TASK TO COMPLETE ▸ Separate out the lines that hold "this".
[start]
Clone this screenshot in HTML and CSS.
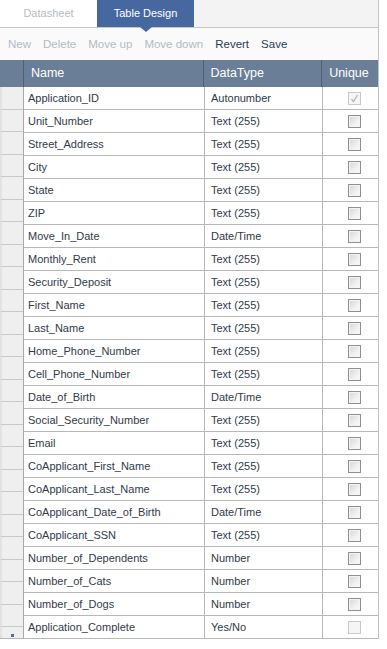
FILE: index.html
```html
<!DOCTYPE html>
<html lang="en">
<head>
    <meta charset="UTF-8">
    <title>Table Design</title>
    <link rel="stylesheet" href="styles.css">
</head>
<body>
    <div class="designer">
        <div class="tabs">
            <div class="tab">Datasheet</div>
            <div class="tab active">Table Design</div>
        </div>

        <div class="toolbar">
            <button class="tool" disabled>New</button>
            <button class="tool" disabled>Delete</button>
            <button class="tool" disabled>Move up</button>
            <button class="tool" disabled>Move down</button>
            <button class="tool">Revert</button>
            <button class="tool">Save</button>
        </div>

        <div class="grid-head">
            <div class="head-sel"></div>
            <div class="head-cell col-name">Name</div>
            <div class="head-cell col-type">DataType</div>
            <div class="head-cell col-unique">Unique</div>
        </div>

        <div class="grid-body">
            <div class="selectors">
                <div class="sel"></div><div class="sel"></div><div class="sel"></div><div class="sel"></div>
                <div class="sel"></div><div class="sel"></div><div class="sel"></div><div class="sel"></div>
                <div class="sel"></div><div class="sel"></div><div class="sel"></div><div class="sel"></div>
                <div class="sel"></div><div class="sel"></div><div class="sel"></div><div class="sel"></div>
                <div class="sel"></div><div class="sel"></div><div class="sel"></div><div class="sel"></div>
                <div class="sel"></div><div class="sel"></div><div class="sel"></div><div class="sel"></div>
                <div class="sel new-row"><span class="new-mark"></span></div>
            </div>

            <table class="fields">
                <tr><td class="col-name">Application_ID</td><td class="col-type">Autonumber</td><td class="col-unique"><span class="check disabled checked"><svg width="9" height="9" viewBox="0 0 9 9"><path d="M1.5 5 L3.5 7.5 L7.5 1" fill="none" stroke="#b9b9b9" stroke-width="1.3"/></svg></span></td></tr>
                <tr><td class="col-name">Unit_Number</td><td class="col-type">Text (255)</td><td class="col-unique"><span class="check"></span></td></tr>
                <tr><td class="col-name">Street_Address</td><td class="col-type">Text (255)</td><td class="col-unique"><span class="check"></span></td></tr>
                <tr><td class="col-name">City</td><td class="col-type">Text (255)</td><td class="col-unique"><span class="check"></span></td></tr>
                <tr><td class="col-name">State</td><td class="col-type">Text (255)</td><td class="col-unique"><span class="check"></span></td></tr>
                <tr><td class="col-name">ZIP</td><td class="col-type">Text (255)</td><td class="col-unique"><span class="check"></span></td></tr>
                <tr><td class="col-name">Move_In_Date</td><td class="col-type">Date/Time</td><td class="col-unique"><span class="check"></span></td></tr>
                <tr><td class="col-name">Monthly_Rent</td><td class="col-type">Text (255)</td><td class="col-unique"><span class="check"></span></td></tr>
                <tr><td class="col-name">Security_Deposit</td><td class="col-type">Text (255)</td><td class="col-unique"><span class="check"></span></td></tr>
                <tr><td class="col-name">First_Name</td><td class="col-type">Text (255)</td><td class="col-unique"><span class="check"></span></td></tr>
                <tr><td class="col-name">Last_Name</td><td class="col-type">Text (255)</td><td class="col-unique"><span class="check"></span></td></tr>
                <tr><td class="col-name">Home_Phone_Number</td><td class="col-type">Text (255)</td><td class="col-unique"><span class="check"></span></td></tr>
                <tr><td class="col-name">Cell_Phone_Number</td><td class="col-type">Text (255)</td><td class="col-unique"><span class="check"></span></td></tr>
                <tr><td class="col-name">Date_of_Birth</td><td class="col-type">Date/Time</td><td class="col-unique"><span class="check"></span></td></tr>
                <tr><td class="col-name">Social_Security_Number</td><td class="col-type">Text (255)</td><td class="col-unique"><span class="check"></span></td></tr>
                <tr><td class="col-name">Email</td><td class="col-type">Text (255)</td><td class="col-unique"><span class="check"></span></td></tr>
                <tr><td class="col-name">CoApplicant_First_Name</td><td class="col-type">Text (255)</td><td class="col-unique"><span class="check"></span></td></tr>
                <tr><td class="col-name">CoApplicant_Last_Name</td><td class="col-type">Text (255)</td><td class="col-unique"><span class="check"></span></td></tr>
                <tr><td class="col-name">CoApplicant_Date_of_Birth</td><td class="col-type">Date/Time</td><td class="col-unique"><span class="check"></span></td></tr>
                <tr><td class="col-name">CoApplicant_SSN</td><td class="col-type">Text (255)</td><td class="col-unique"><span class="check"></span></td></tr>
                <tr><td class="col-name">Number_of_Dependents</td><td class="col-type">Number</td><td class="col-unique"><span class="check"></span></td></tr>
                <tr><td class="col-name">Number_of_Cats</td><td class="col-type">Number</td><td class="col-unique"><span class="check"></span></td></tr>
                <tr><td class="col-name">Number_of_Dogs</td><td class="col-type">Number</td><td class="col-unique"><span class="check"></span></td></tr>
                <tr><td class="col-name">Application_Complete</td><td class="col-type">Yes/No</td><td class="col-unique"><span class="check disabled"></span></td></tr>
            </table>
        </div>
    </div>
</body>
</html>
```

FILE: styles.css
```css
body {
    margin: 0;
    background: #fff;
    font-family: "Liberation Sans", Arial, sans-serif;
    color: #2f3b4a;
}
.designer {
    width: 378px;
    border-right: 1px solid #c4c4c4;
}

/* tabs */
.tabs {
    display: flex;
    height: 27px;
    background: #f3f3f3;
    border-bottom: 1px solid #c6c6c6;
}
.tab {
    position: relative;
    width: 97px;
    line-height: 27px;
    text-align: center;
    font-size: 11px;
    color: #b6bcc6;
    background: #fff;
}
.tab.active {
    background: #46679f;
    color: #fff;
}
.tab.active::after {
    content: "";
    position: absolute;
    left: 43px;
    bottom: -5px;
    border-left: 6px solid transparent;
    border-right: 6px solid transparent;
    border-top: 5px solid #46679f;
}

/* toolbar */
.toolbar {
    display: flex;
    align-items: center;
    height: 32px;
    padding-left: 2px;
    background: #fafafa;
}
.tool {
    background: transparent;
    border: none;
    padding: 0 6px;
    font-family: inherit;
    font-size: 11.5px;
    color: #2c3d54;
    cursor: pointer;
}
.tool:disabled {
    color: #b3bac5;
    cursor: default;
}

/* grid */
.grid-head {
    display: flex;
    height: 27px;
    background: #6a7e97;
    color: #fff;
    font-size: 12.5px;
}
.head-sel {
    width: 23px;
    border-right: 1px solid #4f5f74;
}
.head-cell {
    line-height: 27px;
    box-sizing: border-box;
}
.head-cell.col-name {
    width: 181px;
    padding-left: 7px;
    border-right: 1px solid #4f5f74;
}
.head-cell.col-type {
    width: 118px;
    padding-left: 6px;
    border-right: 1px solid #4f5f74;
}
.head-cell.col-unique {
    width: 56px;
    padding-left: 7px;
}

.grid-body {
    display: flex;
    height: 551px;
    border-bottom: 1px solid #b8b8b8;
    overflow: hidden;
}
.selectors {
    width: 23px;
    flex-shrink: 0;
    border-right: 1px solid #a9a9a9;
    background: #efefef;
}
.sel {
    height: 21.5px;
    border-bottom: 1px solid #c9c9c9;
    border-left: 2px solid #e2e2e2;
}
.sel.new-row {
    position: relative;
    border-bottom: none;
}
.new-mark {
    position: absolute;
    left: 9px;
    top: 7px;
    width: 3px;
    height: 3px;
    background: #5a6f96;
}

.fields {
    border-collapse: collapse;
    table-layout: fixed;
    width: 355px;
    font-size: 11px;
}
.fields td {
    height: 22px;
    padding: 0;
    border-bottom: 1px solid #b8b8b8;
    white-space: nowrap;
    overflow: hidden;
}
.fields tr:last-child td {
    border-bottom: none;
}
.fields .col-name {
    width: 176px;
    padding-left: 4px;
    border-right: 1px solid #b8b8b8;
}
.fields .col-type {
    width: 111px;
    padding-left: 6px;
    border-right: 1px solid #b8b8b8;
}
.fields .col-unique {
    padding-left: 25px;
}

/* checkbox */
.check {
    display: block;
    box-sizing: border-box;
    width: 13px;
    height: 13px;
    border: 1px solid #8f8f8f;
    background: linear-gradient(135deg, #d2d6dc 0%, #eef0f2 60%, #fbfbfb 100%);
    box-shadow: inset 0 0 0 1px #f4f4f4;
}
.check.disabled {
    border-color: #c9c9c9;
    background: #f5f5f5;
    box-shadow: none;
}
.check svg {
    display: block;
    margin: 1px 0 0 1px;
}
```
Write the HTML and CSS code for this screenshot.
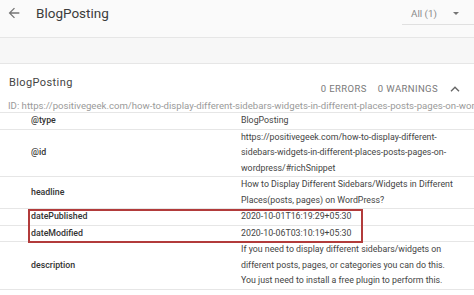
[end]
EXERCISE OUTPUT ▸
Clone this screenshot in HTML and CSS.
Write the HTML and CSS code for this screenshot.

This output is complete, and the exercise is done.